The data below should be printed in full, exactly, and without any of its images.

**** Material ****

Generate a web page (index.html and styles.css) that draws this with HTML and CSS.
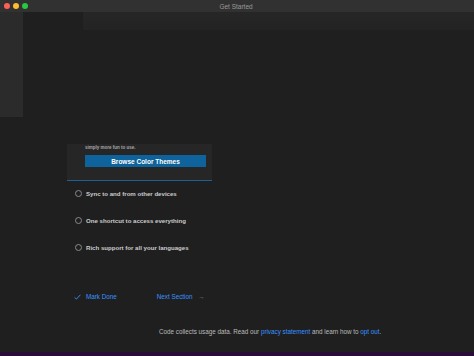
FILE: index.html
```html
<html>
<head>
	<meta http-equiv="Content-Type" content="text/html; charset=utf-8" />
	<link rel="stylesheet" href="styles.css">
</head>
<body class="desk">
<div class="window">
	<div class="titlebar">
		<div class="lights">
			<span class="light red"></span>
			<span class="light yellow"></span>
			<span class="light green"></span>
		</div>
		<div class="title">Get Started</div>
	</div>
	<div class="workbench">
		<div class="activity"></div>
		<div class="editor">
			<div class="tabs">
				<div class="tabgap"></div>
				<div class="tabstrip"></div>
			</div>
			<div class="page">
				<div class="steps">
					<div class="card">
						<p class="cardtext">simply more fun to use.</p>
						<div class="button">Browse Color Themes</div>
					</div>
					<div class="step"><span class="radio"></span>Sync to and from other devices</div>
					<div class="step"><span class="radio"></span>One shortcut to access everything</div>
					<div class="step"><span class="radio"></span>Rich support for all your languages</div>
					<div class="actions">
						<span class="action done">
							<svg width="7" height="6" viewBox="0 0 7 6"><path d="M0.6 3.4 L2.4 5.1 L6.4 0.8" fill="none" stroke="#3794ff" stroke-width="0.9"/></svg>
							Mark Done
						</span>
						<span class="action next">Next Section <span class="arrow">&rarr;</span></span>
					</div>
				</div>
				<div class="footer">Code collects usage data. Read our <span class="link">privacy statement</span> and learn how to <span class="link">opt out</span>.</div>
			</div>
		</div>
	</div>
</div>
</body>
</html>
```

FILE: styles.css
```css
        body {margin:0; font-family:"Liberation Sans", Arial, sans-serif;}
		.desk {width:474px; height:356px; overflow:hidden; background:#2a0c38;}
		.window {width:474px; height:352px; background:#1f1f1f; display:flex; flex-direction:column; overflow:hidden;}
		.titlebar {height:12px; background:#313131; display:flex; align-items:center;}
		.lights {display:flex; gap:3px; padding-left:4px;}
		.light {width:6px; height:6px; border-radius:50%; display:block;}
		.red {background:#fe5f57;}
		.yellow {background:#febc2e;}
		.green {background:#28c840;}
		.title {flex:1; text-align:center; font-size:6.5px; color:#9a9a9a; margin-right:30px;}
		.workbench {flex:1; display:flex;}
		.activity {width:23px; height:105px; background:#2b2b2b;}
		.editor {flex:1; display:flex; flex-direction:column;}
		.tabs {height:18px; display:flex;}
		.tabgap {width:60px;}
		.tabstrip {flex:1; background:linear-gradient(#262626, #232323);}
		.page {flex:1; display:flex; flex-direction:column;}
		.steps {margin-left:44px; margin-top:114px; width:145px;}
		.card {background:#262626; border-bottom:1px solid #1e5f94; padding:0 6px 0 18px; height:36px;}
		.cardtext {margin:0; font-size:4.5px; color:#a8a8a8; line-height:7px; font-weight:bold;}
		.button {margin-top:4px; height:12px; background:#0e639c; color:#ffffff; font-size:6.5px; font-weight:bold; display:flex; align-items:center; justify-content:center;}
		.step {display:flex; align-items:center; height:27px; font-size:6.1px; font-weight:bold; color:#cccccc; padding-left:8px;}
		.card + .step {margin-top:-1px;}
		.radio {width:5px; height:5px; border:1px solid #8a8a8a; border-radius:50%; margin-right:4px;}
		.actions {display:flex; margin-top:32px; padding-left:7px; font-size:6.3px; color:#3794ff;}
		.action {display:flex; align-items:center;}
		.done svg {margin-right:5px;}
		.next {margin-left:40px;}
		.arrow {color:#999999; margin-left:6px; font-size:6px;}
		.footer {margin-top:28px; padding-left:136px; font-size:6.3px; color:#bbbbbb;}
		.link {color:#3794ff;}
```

****

Full solution —
Generate a web page (index.html and styles.css) that draws this with HTML and CSS.
FILE: index.html
```html
<html>
<head>
	<meta http-equiv="Content-Type" content="text/html; charset=utf-8" />
	<link rel="stylesheet" href="styles.css">
</head>
<body class="desk">
<div class="window">
	<div class="titlebar">
		<div class="lights">
			<span class="light red"></span>
			<span class="light yellow"></span>
			<span class="light green"></span>
		</div>
		<div class="title">Get Started</div>
	</div>
	<div class="workbench">
		<div class="activity"></div>
		<div class="editor">
			<div class="tabs">
				<div class="tabgap"></div>
				<div class="tabstrip"></div>
			</div>
			<div class="page">
				<div class="steps">
					<div class="card">
						<p class="cardtext">simply more fun to use.</p>
						<div class="button">Browse Color Themes</div>
					</div>
					<div class="step"><span class="radio"></span>Sync to and from other devices</div>
					<div class="step"><span class="radio"></span>One shortcut to access everything</div>
					<div class="step"><span class="radio"></span>Rich support for all your languages</div>
					<div class="actions">
						<span class="action done">
							<svg width="7" height="6" viewBox="0 0 7 6"><path d="M0.6 3.4 L2.4 5.1 L6.4 0.8" fill="none" stroke="#3794ff" stroke-width="0.9"/></svg>
							Mark Done
						</span>
						<span class="action next">Next Section <span class="arrow">&rarr;</span></span>
					</div>
				</div>
				<div class="footer">Code collects usage data. Read our <span class="link">privacy statement</span> and learn how to <span class="link">opt out</span>.</div>
			</div>
		</div>
	</div>
</div>
</body>
</html>
```

FILE: styles.css
```css
        body {margin:0; font-family:"Liberation Sans", Arial, sans-serif;}
		.desk {width:474px; height:356px; overflow:hidden; background:#2a0c38;}
		.window {width:474px; height:352px; background:#1f1f1f; display:flex; flex-direction:column; overflow:hidden;}
		.titlebar {height:12px; background:#313131; display:flex; align-items:center;}
		.lights {display:flex; gap:3px; padding-left:4px;}
		.light {width:6px; height:6px; border-radius:50%; display:block;}
		.red {background:#fe5f57;}
		.yellow {background:#febc2e;}
		.green {background:#28c840;}
		.title {flex:1; text-align:center; font-size:6.5px; color:#9a9a9a; margin-right:30px;}
		.workbench {flex:1; display:flex;}
		.activity {width:23px; height:105px; background:#2b2b2b;}
		.editor {flex:1; display:flex; flex-direction:column;}
		.tabs {height:18px; display:flex;}
		.tabgap {width:60px;}
		.tabstrip {flex:1; background:linear-gradient(#262626, #232323);}
		.page {flex:1; display:flex; flex-direction:column;}
		.steps {margin-left:44px; margin-top:114px; width:145px;}
		.card {background:#262626; border-bottom:1px solid #1e5f94; padding:0 6px 0 18px; height:36px;}
		.cardtext {margin:0; font-size:4.5px; color:#a8a8a8; line-height:7px; font-weight:bold;}
		.button {margin-top:4px; height:12px; background:#0e639c; color:#ffffff; font-size:6.5px; font-weight:bold; display:flex; align-items:center; justify-content:center;}
		.step {display:flex; align-items:center; height:27px; font-size:6.1px; font-weight:bold; color:#cccccc; padding-left:8px;}
		.card + .step {margin-top:-1px;}
		.radio {width:5px; height:5px; border:1px solid #8a8a8a; border-radius:50%; margin-right:4px;}
		.actions {display:flex; margin-top:32px; padding-left:7px; font-size:6.3px; color:#3794ff;}
		.action {display:flex; align-items:center;}
		.done svg {margin-right:5px;}
		.next {margin-left:40px;}
		.arrow {color:#999999; margin-left:6px; font-size:6px;}
		.footer {margin-top:28px; padding-left:136px; font-size:6.3px; color:#bbbbbb;}
		.link {color:#3794ff;}
```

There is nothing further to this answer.